It is very common (at least in my experience) for fans of modern tube equipment ( "boutique" designs that are deliberately inaccurate) to complain about accurate, neutral audio reproduction. Common descriptions include "cold", "sterile", "flat", "unmusical" and "lacking life". This doesn't mean that accurate reproduction is cold, sterile, etc., but rather that the listeners were not accustomed to it.

I think that's a plausible conjecture on your part.

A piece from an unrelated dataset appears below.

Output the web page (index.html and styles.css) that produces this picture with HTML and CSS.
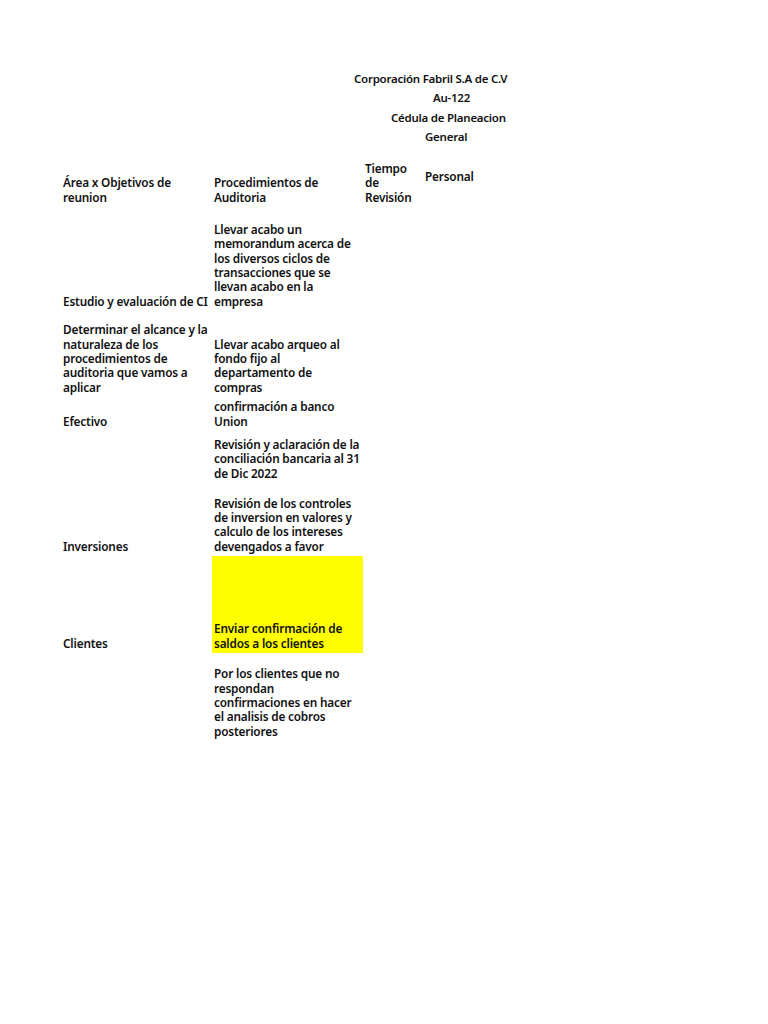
FILE: index.html
```html
<!DOCTYPE html>
<html lang="es">
<head>
<meta charset="utf-8">
<title>Cédula de Planeacion General</title>
<link rel="stylesheet" href="styles.css">
</head>
<body>
<div class="sheet">
  <div class="title">
    <div class="tl t1">Corporación Fabril S.A de C.V</div>
    <div class="tl t2">Au-122</div>
    <div class="tl t3">Cédula de Planeacion</div>
    <div class="tl t4">General</div>
  </div>
  <div class="grid">
    <div class="cell r-h">Área x Objetivos de<br>reunion</div>
    <div class="cell r-h">Procedimientos de<br>Auditoria</div>
    <div class="cell r-h">Tiempo<br>de<br>Revisión</div>
    <div class="cell r-h mid">Personal</div>

    <div class="cell r1 over">Estudio y evaluación de CI</div>
    <div class="cell r1">Llevar acabo un<br>memorandum acerca de<br>los diversos ciclos de<br>transacciones que se<br>llevan acabo en la<br>empresa</div>
    <div class="cell r1"></div>
    <div class="cell r1"></div>

    <div class="cell r2">Determinar el alcance y la<br>naturaleza de los<br>procedimientos de<br>auditoria que vamos a<br>aplicar</div>
    <div class="cell r2">Llevar acabo arqueo al<br>fondo fijo al<br>departamento de<br>compras</div>
    <div class="cell r2"></div>
    <div class="cell r2"></div>

    <div class="cell r3">Efectivo</div>
    <div class="cell r3">confirmación a banco<br>Union</div>
    <div class="cell r3"></div>
    <div class="cell r3"></div>

    <div class="cell r4"></div>
    <div class="cell r4">Revisión y aclaración de la<br>conciliación bancaria al 31<br>de Dic 2022</div>
    <div class="cell r4"></div>
    <div class="cell r4"></div>

    <div class="cell r5">Inversiones</div>
    <div class="cell r5">Revisión de los controles<br>de inversion en valores y<br>calculo de los intereses<br>devengados a favor</div>
    <div class="cell r5"></div>
    <div class="cell r5"></div>

    <div class="cell r6">Clientes</div>
    <div class="cell r6 yellow">Enviar confirmación de<br>saldos a los clientes</div>
    <div class="cell r6"></div>
    <div class="cell r6"></div>

    <div class="cell r7"></div>
    <div class="cell r7">Por los clientes que no<br>respondan<br>confirmaciones en hacer<br>el analisis de cobros<br>posteriores</div>
    <div class="cell r7"></div>
    <div class="cell r7"></div>
  </div>
</div>
</body>
</html>
```

FILE: styles.css
```css
html, body {
  margin: 0;
  padding: 0;
  background: #ffffff;
}

body {
  width: 768px;
  height: 1024px;
  overflow: hidden;
  color: #111111;
  font-family: "Noto Sans", "Open Sans", "Liberation Sans", sans-serif;
  font-size: 11.8px;
  font-weight: 600;
  letter-spacing: -0.18px;
}

.sheet {
  padding-top: 69px;
  padding-left: 61px;
}

.title {
  padding-left: 293px;
  font-size: 11.5px;
  letter-spacing: -0.25px;
}

.tl {
  height: 19.3px;
  line-height: 19.3px;
  white-space: nowrap;
}

.t2 { padding-left: 79px; }
.t3 { padding-left: 37px; }
.t4 { padding-left: 71px; }

.grid {
  margin-top: 1px;
  display: grid;
  grid-template-columns: 151px 151px 60px 120px;
  grid-template-rows: 60px 104px 86px 34px 52px 73px 97px 88px;
}

.cell {
  display: flex;
  flex-direction: column;
  justify-content: flex-end;
  padding: 0 0 3px 2px;
  line-height: 14.4px;
  white-space: nowrap;
}

.cell.mid {
  justify-content: center;
  padding-bottom: 2px;
}

.cell.over {
  overflow: visible;
}

.yellow {
  background: #ffff00;
}
```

On the other hand, if we are to grant for the sake of argument certain equipment adding some sort of coloration, let's say some of the classic tube attributes are there,
it could also be that, in a way, neutral reproduction is "cold" "sterile" etc...relative to natural acoustic sounds or whatever. That is somewhat my take on much reproduced sound in general. And presumably the problem is largely in the recordings (and the inadequacies of stereo etc). For instance I was listening to a lot of different tracks on the Kii Audio 3 speakers recently. Sounded very neutral, very insightful in to the recordings. The sound was also generally to my ears mechanical, artificial, electronic, hardened, lacking timbral finess etc. But that is my judging it generally to reality, not just to "other speakers." But...many people looking for neutrality aren't judging speakers or sound that way.
The little weasels that push equipment with affected or unnatural reproduction characteristics onto naive buyers know this principle very well, and understand that people in general prefer an attractive illusion to the truth.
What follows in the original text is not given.